The NUG immediately sought international recognition as the government of Myanmar and gained a lot of support from the people of Myanmar. When the NUG was announced, its designated minister for home affairs and immigration, Lwin Ko Latt, stated that he expected recognition by several countries soon. The International Trade Union Confederation called for recognition of the NUG by governments and the United Nations, and the ASEAN Parliamentarians for Human Rights, a group of pro-human rights lawmakers within ASEAN countries, called on ASEAN to invite the NUG to the ASEAN Leaders Meeting on 24 April rather than representatives of the military junta.

In April 2021, the NUG established Public Voice Television (PVTV) as a media outlet for the NUG, the CRPH, and NUCC. PVTV hosts a series of programmes, including a satirical show called People's Voice TV, and news reports.

On 5 May 2021, the NUG announced the formation of "People's Defense Force" as its armed wing to launch an armed revolution against the military junta, which designated it a terrorist organization on 8 May.

On 7 September 2021, the NUG announced the launch of a defensive war against the military junta, and urged the citizens to revolt against the junta in every corner of the country.

On 6 October 2021, Malaysia's foreign minister Saifuddin Abdullah warned the Burmese military it was prepared to hold official talks with the NUG if the military did not cooperate with the terms of ASEAN's five-point consensus. On October 24, the Foreign Affairs Ministry appointed Bo Hla Tint, who served as a minister in the National Coalition Government of the Union of Burma, as an ambassador to ASEAN.

On 26 April 2022, Lwin Ko Latt, the Minister of Home Affairs and Immigration, announced the formation of the Bureau of Special Intelligence.

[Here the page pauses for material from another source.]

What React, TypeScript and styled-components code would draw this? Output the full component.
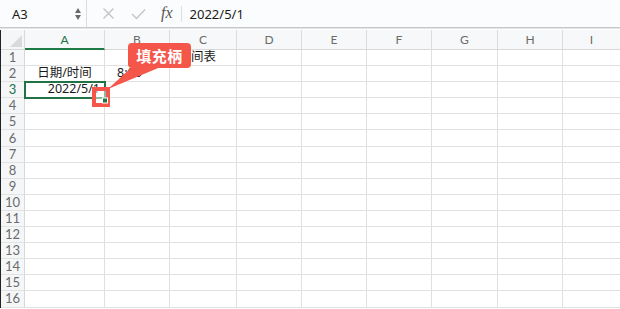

The announcement also mentioned that due to arbitrary arrests, torture, killings, and other fascist acts by the terrorist military council in the country through the exercise of people's power, the Bureau of Special Intelligence was set up to build national security that would ensure the social security and socio-economic development of the people while preventing violence.

On 7 September 2022, NUG acting president Duwa Lashi La stated that the regime had lost control of half of the country, noting that NUG had formed over 300 PDF battalions, and township public defence forces in 250 of the country's townships, while approximately 1,500 resistance fighers had died since the coup.

On 6 February 2023, NUG stated that it has restored internet access in at least 15 townships where the junta had cut off the access since 2021. NUG spokesman Nay Phone Latt also added that they were providing the access without using junta's infrastructure. On 13 February, the NUG opened an official liaison office in Washington, DC to engage with the American government.

International recognition 
In April 2021, Building and Wood Workers' International announced its support of NUG and called for the international community to recognise NUG's legitimacy. 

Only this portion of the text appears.